Tuesday, May 3, 2011

"What things?"


“What things?” I am certain that the question hit like a ton of bricks. Not just because the person asking seemed to be so unaware of his surroundings and had managed to miss everything that had happened to Jesus. It is deeper than that. Cleopas and his traveling companion had to stop right there in the middle of the road and once again face everything they had seen and been through in order to re tell the events that had just happened. They were leaving the city now. They had waited the three days. And in the soft evening, has the pair trudged along the Emmaus Road (Lk. 24:13-35), they had been consoling each other, wondering what was next. Time had passed. There were still no trumpets, no resurrection, no earthquake and no Jesus. Certainly the dreams of a renewed Israel were fading fast with the sinking sun.

All of a sudden there was with them another traveler. They did not know him or recognized him. After all who looks for the dead among the living? We should note that has the trio now walk in step together which quickened the pace. The steps are easier and the hearts of the sorrowful are becoming lighter. The traveler spoke with confidence about the Scriptures and how God had acted to bring about the work of the Messiah and how the Messiah would bring about the start of the new creation. Cleopas and his companion had waited and wondered what would happen next. They were still waiting and hoping for everything to make sense; “We had hoped… we had waited…” and as they continued to walk and talk the duo found courage in the travelers’ words. When it came time for the trio to part and become a duo again, Cleopas and his companion would not take “no” for answer to their offer of hospitality when the time to part ways came. They would twist the arm of this traveler and force him to turn in for the night if they had to.  They thought that the least they could do for this traveler was offer a simple meal and a warm bed for the night. They compelled the traveler to come with them.

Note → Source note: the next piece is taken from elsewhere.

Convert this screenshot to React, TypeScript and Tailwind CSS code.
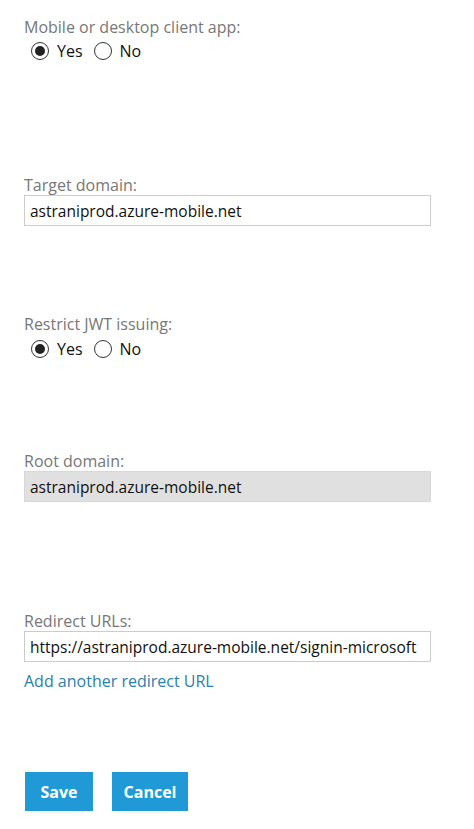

At the table, with the breaking of the bread, they finally knew him: fully and suddenly. They knew that they knew. Their faith and their unbounded joy returned to them, like a warm, refreshing summertime rain. They found that the embers of their hearts were once again fanned into full flame. Just as important, they wasted no time. They left and returned to the city as fast as their legs would carry them – running and sprinting as fast as they could go, to share the good news that they had seen and known the risen Jesus in the walking and in the breaking of the bread.

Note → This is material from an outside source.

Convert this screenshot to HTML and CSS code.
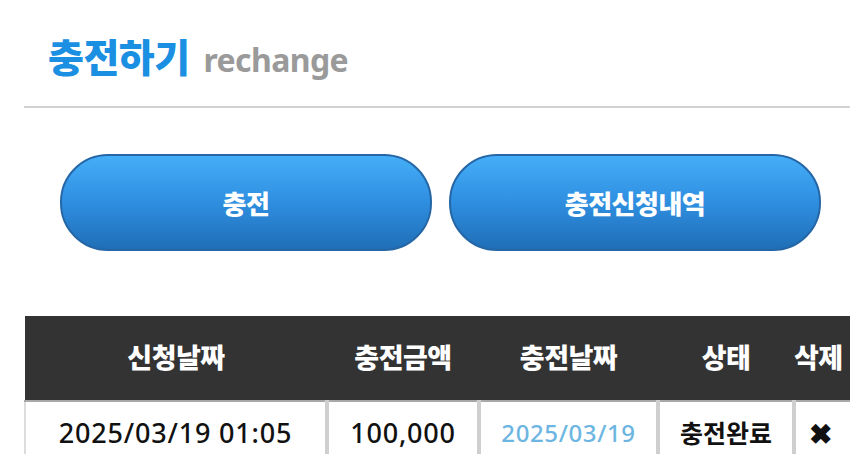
FILE: index.html
```html
<!DOCTYPE html>
<html lang="ko">
<head>
<meta charset="utf-8">
<link rel="stylesheet" href="styles.css">
</head>
<body>
<div class="page">
  <h1 class="title"><span class="title-ko">충전하기</span><span class="title-en">rechange</span></h1>
  <div class="divider"></div>
  <div class="buttons">
    <button class="btn">충전</button>
    <button class="btn">충전신청내역</button>
  </div>
  <table class="list">
    <colgroup>
      <col class="c1"><col class="c2"><col class="c3"><col class="c4"><col class="c5">
    </colgroup>
    <thead>
      <tr><th>신청날짜</th><th>충전금액</th><th>충전날짜</th><th>상태</th><th>삭제</th></tr>
    </thead>
    <tbody>
      <tr>
        <td class="num">2025/03/19 01:05</td>
        <td class="num">100,000</td>
        <td class="num done-date">2025/03/19</td>
        <td class="state">충전완료</td>
        <td class="del">✖</td>
      </tr>
    </tbody>
  </table>
</div>
</body>
</html>
```

FILE: styles.css
```css
html, body {
  margin: 0;
  padding: 0;
  background: #ffffff;
  overflow: hidden;
}
.page {
  width: 850px;
  height: 454px;
  overflow: hidden;
  font-family: "Noto Sans CJK KR", "Noto Sans", sans-serif;
}
.title {
  margin: 0;
  padding: 36px 0 0 48px;
  height: 80px;
  box-sizing: border-box;
  display: flex;
  align-items: baseline;
  gap: 14px;
  line-height: 1;
}
.title-ko {
  font-size: 39px;
  font-weight: 900;
  color: #1b8fe2;
  letter-spacing: -0.5px;
}
.title-en {
  font-family: "Noto Sans", sans-serif;
  font-size: 32px;
  font-weight: 700;
  color: #9a9a9a;
  letter-spacing: -0.6px;
}
.divider {
  margin: 26px 0 0 24px;
  height: 2px;
  background: #d2d2d2;
}
.buttons {
  display: flex;
  gap: 17px;
  padding: 46px 0 0 60px;
}
.btn {
  width: 372px;
  height: 97px;
  border-radius: 48px;
  border: 2px solid #2567a6;
  background: linear-gradient(to bottom, #45aef8 0%, #2f8ee0 50%, #1f6fb7 100%);
  color: #ffffff;
  font-family: "Noto Sans CJK KR", sans-serif;
  font-size: 26px;
  font-weight: 900;
  letter-spacing: -0.5px;
  padding: 0;
}
.list {
  margin: 65px 0 0 24px;
  border-collapse: collapse;
  table-layout: fixed;
  width: 826px;
}
.c1 { width: 302px; }
.c2 { width: 152px; }
.c3 { width: 179px; }
.c4 { width: 136px; }
.c5 { width: 57px; }
.list th {
  background: #333333;
  color: #ffffff;
  height: 80px;
  font-size: 27px;
  font-weight: 900;
  letter-spacing: -0.5px;
  padding: 0 0 4px;
  border-bottom: 2px solid #a8a8a8;
  white-space: nowrap;
}
.list th:last-child {
  text-align: left;
  padding-left: 0;
}
.list td {
  height: 60px;
  border: 4px solid #cfcfcf;
  border-top: none;
  text-align: center;
  font-size: 25px;
  font-weight: 500;
  color: #111111;
  padding: 0 0 4px;
  vertical-align: middle;
  white-space: nowrap;
}
.list td.num {
  font-family: "Noto Sans", sans-serif;
  font-size: 27px;
  letter-spacing: 0.8px;
}
.list td.state {
  font-weight: 700;
}
.list td:first-child {
  border-left: 2px solid #dcdcdc;
}
.list td:last-child {
  border-right: none;
}
.list td.done-date {
  font-size: 24px;
  letter-spacing: 0.6px;
  color: #6db6e2;
}
.list td.del {
  text-align: left;
  padding-left: 13px;
  font-size: 28px;
  font-weight: 900;
}
```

We as a Church need to renew ourselves in the word. We need to deepen our knowledge of the Scriptures not just that we can have better debates but so that we can begin to hope and to see on the way, at the table and in our everyday moments all day long! We need to see ourselves as being in this part of the resurrection story. We care a lot and we know a lot. As Church we think about and talk about the things we face and the things that sadden us, make us fearful and that disappoint us. We worry about our hope being diminished and our dreams being dashed.
    
We (the Church)  need to walk, talk and we need to have our hearts opened again by the presence of God and we need to have our eyes opened that we would see Jesus so our hearts might be on fire and we would be fearless to tell others where we see and know Jesus in the here and now. And we need to be patient to the end of the Day when God will have made all things new again. We can and do know him on the side of the road. We do know him in the breaking of the bread and the prayers.  We too shall know that we know his presence and thanks be to God for that.